Memuliakan tamu dilakukan antara lain dengan menyambut kedatangannya dengan muka manis dan tutur kata yang lemah lembut, mempersilahkan duduk ditempat yang baik. Kalau perlu, disediakan ruangan khusus untuk menerima tamu yang selau dijaga kerapian dan kelestariannya Menerima tamu merupakan bagian dari aspek sosial dalam ajaran Islam yang harus terus dijaga. Menerima tamu dengan penyambutan yang baik merupakan cermin diri dan menunjukkan kualitas kepribadian seorang muslim. Setiap muslim harus membiasakan diri untuk menyambut setiap tamu yang datang dengan penyambutan dengan suka cita. Agar dapat menyambut tamu dengan suka cita maka tuan rumah harus menghadirkan pikiran yang positif (husnudon) terhadap tammu, jangan sampai kehadiran tamu disertai dengan munculnya pikiran negative dari tuan rumah (su’udzon).

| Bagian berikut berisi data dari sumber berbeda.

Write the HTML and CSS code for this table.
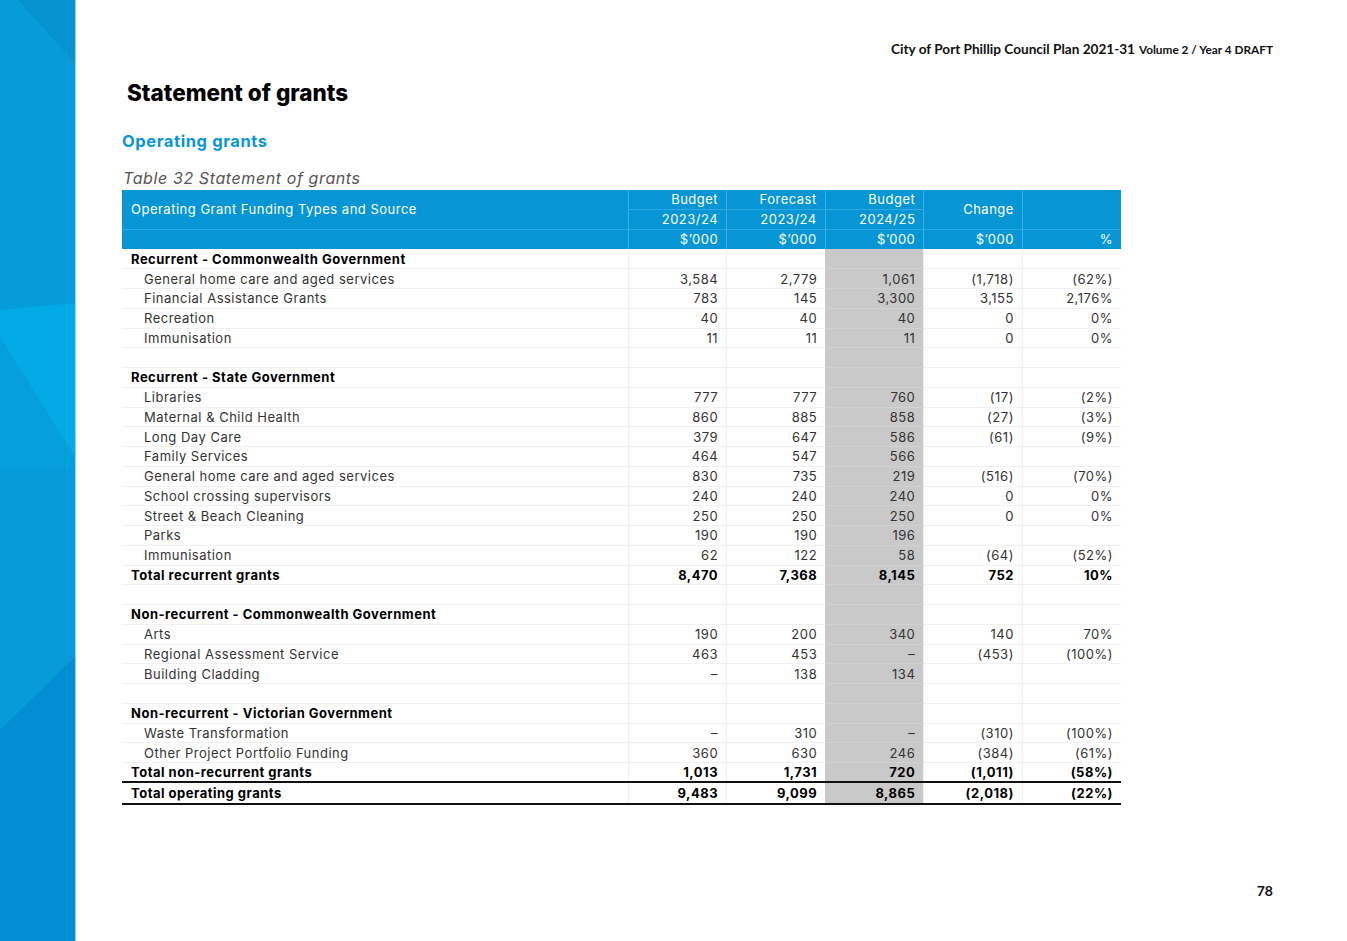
FILE: index.html
```html
<!DOCTYPE html>
<html lang="en">
<head>
<meta charset="utf-8">
<title>Statement of grants</title>
<link rel="stylesheet" href="styles.css">
</head>
<body>
<div class="page">
  <aside class="sidebar">
    <svg class="sidebar-art" viewBox="0 0 75 941" preserveAspectRatio="none" aria-hidden="true">
      <rect x="0" y="0" width="75" height="941" fill="#059cd9"/>
      <polygon points="18,0 75,0 75,63" fill="#0592cf"/>
      <polygon points="0,310 75,303 75,457 0,337" fill="#02abe6"/>
      <polygon points="0,337 75,457 75,470 0,470" fill="#049fdc"/>
      <polygon points="0,730 75,657 75,941 0,941" fill="#038dd3"/>
    </svg>
  </aside>
  <main class="content">
    <header class="running-head">
      <span class="rh-main">City of Port Phillip Council Plan 2021-31</span>
      <span class="rh-sub">Volume 2 / Year 4 DRAFT</span>
    </header>
    <h1 class="title">Statement of grants</h1>
    <h2 class="subtitle">Operating grants</h2>
    <p class="caption">Table 32 Statement of grants</p>
    <table class="grants">
      <colgroup>
        <col class="c-label">
        <col class="c-num">
        <col class="c-num">
        <col class="c-num">
        <col class="c-num">
        <col class="c-num">
      </colgroup>
      <thead>
        <tr class="h1">
          <th class="h-label" rowspan="2">Operating Grant Funding Types and Source</th>
          <th class="h-num h-top">Budget</th>
          <th class="h-num h-top">Forecast</th>
          <th class="h-num h-top">Budget</th>
          <th class="h-num" rowspan="2">Change</th>
          <th class="h-num" rowspan="2"></th>
        </tr>
        <tr class="h2">
          <th class="h-num">2023/24</th>
          <th class="h-num">2023/24</th>
          <th class="h-num">2024/25</th>
        </tr>
        <tr class="h3">
          <th class="h-label"></th>
          <th class="h-num">$’000</th>
          <th class="h-num">$’000</th>
          <th class="h-num">$’000</th>
          <th class="h-num">$’000</th>
          <th class="h-num">%</th>
        </tr>
      </thead>
      <tbody>
        <tr class="sec"><td>Recurrent - Commonwealth Government</td><td></td><td></td><td class="hl"></td><td></td><td></td></tr>
        <tr><td>General home care and aged services</td><td>3,584</td><td>2,779</td><td class="hl">1,061</td><td>(1,718)</td><td>(62%)</td></tr>
        <tr><td>Financial Assistance Grants</td><td>783</td><td>145</td><td class="hl">3,300</td><td>3,155</td><td>2,176%</td></tr>
        <tr><td>Recreation</td><td>40</td><td>40</td><td class="hl">40</td><td>0</td><td>0%</td></tr>
        <tr><td>Immunisation</td><td>11</td><td>11</td><td class="hl">11</td><td>0</td><td>0%</td></tr>
        <tr class="blank"><td></td><td></td><td></td><td class="hl"></td><td></td><td></td></tr>
        <tr class="sec"><td>Recurrent - State Government</td><td></td><td></td><td class="hl"></td><td></td><td></td></tr>
        <tr><td>Libraries</td><td>777</td><td>777</td><td class="hl">760</td><td>(17)</td><td>(2%)</td></tr>
        <tr><td>Maternal &amp; Child Health</td><td>860</td><td>885</td><td class="hl">858</td><td>(27)</td><td>(3%)</td></tr>
        <tr><td>Long Day Care</td><td>379</td><td>647</td><td class="hl">586</td><td>(61)</td><td>(9%)</td></tr>
        <tr><td>Family Services</td><td>464</td><td>547</td><td class="hl">566</td><td></td><td></td></tr>
        <tr><td>General home care and aged services</td><td>830</td><td>735</td><td class="hl">219</td><td>(516)</td><td>(70%)</td></tr>
        <tr><td>School crossing supervisors</td><td>240</td><td>240</td><td class="hl">240</td><td>0</td><td>0%</td></tr>
        <tr><td>Street &amp; Beach Cleaning</td><td>250</td><td>250</td><td class="hl">250</td><td>0</td><td>0%</td></tr>
        <tr><td>Parks</td><td>190</td><td>190</td><td class="hl">196</td><td></td><td></td></tr>
        <tr><td>Immunisation</td><td>62</td><td>122</td><td class="hl">58</td><td>(64)</td><td>(52%)</td></tr>
        <tr class="total"><td>Total recurrent grants</td><td>8,470</td><td>7,368</td><td class="hl">8,145</td><td>752</td><td>10%</td></tr>
        <tr class="blank"><td></td><td></td><td></td><td class="hl"></td><td></td><td></td></tr>
        <tr class="sec"><td>Non-recurrent - Commonwealth Government</td><td></td><td></td><td class="hl"></td><td></td><td></td></tr>
        <tr><td>Arts</td><td>190</td><td>200</td><td class="hl">340</td><td>140</td><td>70%</td></tr>
        <tr><td>Regional Assessment Service</td><td>463</td><td>453</td><td class="hl">–</td><td>(453)</td><td>(100%)</td></tr>
        <tr><td>Building Cladding</td><td>–</td><td>138</td><td class="hl">134</td><td></td><td></td></tr>
        <tr class="blank"><td></td><td></td><td></td><td class="hl"></td><td></td><td></td></tr>
        <tr class="sec"><td>Non-recurrent - Victorian Government</td><td></td><td></td><td class="hl"></td><td></td><td></td></tr>
        <tr><td>Waste Transformation</td><td>–</td><td>310</td><td class="hl">–</td><td>(310)</td><td>(100%)</td></tr>
        <tr><td>Other Project Portfolio Funding</td><td>360</td><td>630</td><td class="hl">246</td><td>(384)</td><td>(61%)</td></tr>
        <tr class="total rule"><td>Total non-recurrent grants</td><td>1,013</td><td>1,731</td><td class="hl">720</td><td>(1,011)</td><td>(58%)</td></tr>
        <tr class="total rule grand"><td>Total operating grants</td><td>9,483</td><td>9,099</td><td class="hl">8,865</td><td>(2,018)</td><td>(22%)</td></tr>
      </tbody>
    </table>
    <footer class="page-foot">78</footer>
  </main>
</div>
</body>
</html>
```
FILE: styles.css
```css
* { box-sizing: border-box; }
html, body { margin: 0; padding: 0; background: #ffffff; }
body { font-family: "Inter", "Noto Sans", sans-serif; color: #333; }

.page {
  display: flex;
  width: 1347px;
  min-height: 941px;
}

.sidebar {
  flex: 0 0 76px;
  height: 941px;
  border-right: 1px solid #9ad6f3;
  background: #059cd9;
}
.sidebar-art { display: block; width: 75px; height: 941px; }

.content {
  flex: 1;
  display: flex;
  flex-direction: column;
  padding: 0 74px 0 46px;
}

.running-head {
  margin-top: 40px;
  text-align: right;
  font-family: "Lato", "Liberation Sans", sans-serif;
  font-weight: 700;
  color: #111;
  line-height: 16px;
  height: 16px;
}
.rh-main { font-size: 13.6px; }
.rh-sub { font-size: 11.8px; }

.title {
  margin: 23px 0 0 5px;
  font-size: 22.5px;
  line-height: 28px;
  font-weight: 800;
  letter-spacing: 0px;
  color: #000;
}

.subtitle {
  margin: 24px 0 0 0;
  font-size: 16.5px;
  line-height: 20px;
  font-weight: 700;
  color: #0a95d6;
  letter-spacing: 0.6px;
}

.caption {
  margin: 17px 0 0 1px;
  font-size: 16px;
  line-height: 20px;
  font-style: italic;
  color: #555;
  letter-spacing: 0.6px;
}

.grants {
  margin-top: 2px;
  width: 999px;
  border-collapse: collapse;
  table-layout: fixed;
  font-size: 13px;
  letter-spacing: 0.5px;
}
.c-label { width: 506px; }
.c-num { width: 98.6px; }

.grants th {
  background: #0696d6;
  color: #fff;
  font-weight: 400;
  padding: 0 8px;
  height: 19.4px;
  line-height: 19px;
  border-left: 1px solid #3fb0e6;
  white-space: nowrap;
}
.grants th.h-label {
  text-align: left;
  border-left: none;
  padding-left: 9px;
}
.grants th.h-num { text-align: right; }
.grants th.h-top { border-bottom: 1px solid #2fa8e2; }
.grants tr.h3 th { border-top: 1px solid #2fa8e2; }

.grants tbody tr { height: 19.75px; }
.grants tbody tr.grand { height: 21.5px; }
.grants td {
  padding: 0 8px 0 0;
  line-height: 18px;
  text-align: right;
  color: #333;
  border-bottom: 1px solid #f1f1f1;
  border-left: 1px solid #f1f1f1;
  white-space: nowrap;
}
.grants td:first-child {
  text-align: left;
  padding-left: 22px;
  border-left: none;
}
.grants td.hl {
  background: #c9c9c9;
  border-bottom-color: #d2d2d2;
  border-left: none;
}
.grants tr.sec td:first-child { padding-left: 9px; }
.grants tr.sec td,
.grants tr.total td {
  font-weight: 700;
  color: #000;
}
.grants tr.total td:first-child { padding-left: 9px; }
.grants tr.rule td { border-bottom: 2px solid #111; }

.page-foot {
  margin-top: auto;
  padding-bottom: 41px;
  text-align: right;
  font-family: "Lato", "Liberation Sans", sans-serif;
  font-weight: 700;
  font-size: 14px;
  line-height: 18px;
  color: #111;
}
```
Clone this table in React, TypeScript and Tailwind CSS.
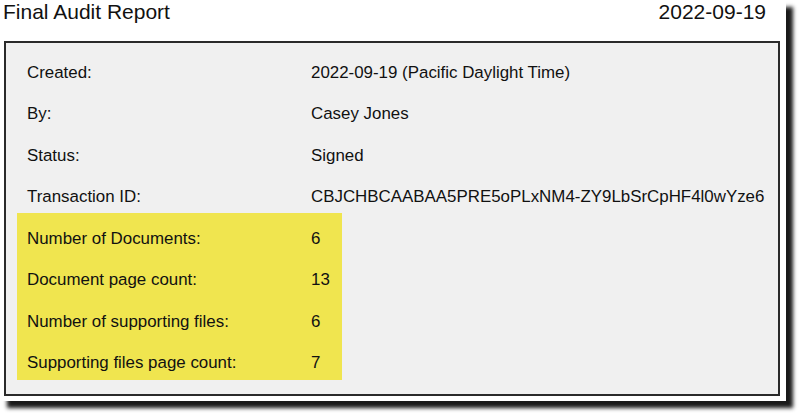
const rows = [
  { label: 'Created:', value: '2022-09-19 (Pacific Daylight Time)' },
  { label: 'By:', value: 'Casey Jones' },
  { label: 'Status:', value: 'Signed' },
  { label: 'Transaction ID:', value: 'CBJCHBCAABAA5PRE5oPLxNM4-ZY9LbSrCpHF4l0wYze6' },
]

const counts = [
  { label: 'Number of Documents:', value: '6' },
  { label: 'Document page count:', value: '13' },
  { label: 'Number of supporting files:', value: '6' },
  { label: 'Supporting files page count:', value: '7' },
]

function Row({ label, value }: { label: string; value: string }) {
  return (
    <div className="flex items-center h-[41.5px] whitespace-nowrap">
      <span className="w-[284px] shrink-0">{label}</span>
      <span>{value}</span>
    </div>
  )
}

export default function App() {
  return (
    <div className="w-[800px] h-[413px] bg-white overflow-hidden font-['Liberation_Sans',Arial,sans-serif] text-[#111]">
      {/* page sheet with drop shadow */}
      <div className="w-[786px] h-[401px] bg-white shadow-[7px_7px_4px_rgba(0,0,0,0.9)]">
        {/* Encabezado */}
        <div className="flex justify-between pl-[3px] pr-[20px] text-[21px] leading-[24px]">
          <span>Final Audit Report</span>
          <span>2022-09-19</span>
        </div>

        {/* Detalles */}
        <div className="ml-[4px] mt-[17px] w-[776px] h-[355px] border-2 border-[#2a2a2a] bg-[#f0f0f0] pl-[11px] pt-[8.5px] text-[16.9px]">
          <div className="pl-[10px]">
            {rows.map(r => (
              <Row key={r.label} label={r.label} value={r.value} />
            ))}
          </div>
          <div className="-mt-[4.5px] w-[325px] h-[167px] bg-[#f0e54f] pl-[10px] pt-[4.5px]">
            {counts.map(r => (
              <Row key={r.label} label={r.label} value={r.value} />
            ))}
          </div>
        </div>
      </div>
    </div>
  )
}
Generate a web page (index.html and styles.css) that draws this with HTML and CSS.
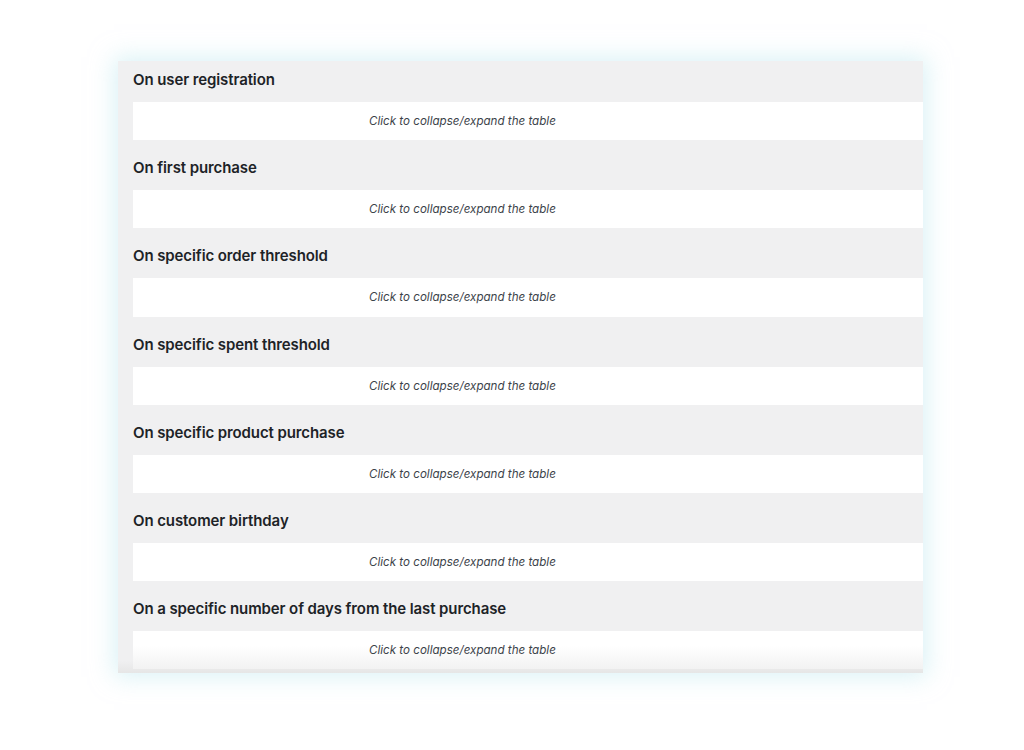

Jika tamu datang dari tempat yang jauh dan ingin menginap, tuan rumah wajib menerima dan menjamunya mekimal tiga hari tiga malam. Lebih dari tiga hari terserah kepada tuan rumah untuk tetap menjamunyaatau tidak. Menurut Rasulullah saw menjamu tamu lebih dari tiga hari nilainya sedekah, bukan lagi kewajiban.
4.  Hikmah berakhlak menerima tamu
1)   Setiap muslim telah diikat oleh suetu tata aturan supaya hidup bertetangga dan bersahabat dengan orang lain, sekalipun berbeda agama atau suku. Hak-hak mereka tidak boleh dikurangi dan tidak boleh dilanggar undang-undang perjanjian yang mengikat di antara sesame manusia.
2)   Menerima tamu sebagai perwujudan keimanan, artinya semakin kuat iman seseorang, maka semakin ramah dan antun dalam menyambut tamunya karena orang yang beriman meyakini bahwa menyambut tamu bagian dari perintah Allah.
3)   Menyambut tamu dapat meningkatkan akhlak, mengembangkan kepribadian, dan tamu juga dapat dijadikan sebagai sarana untuk mendpatkan kemashalatan dunia ataupun akhirat.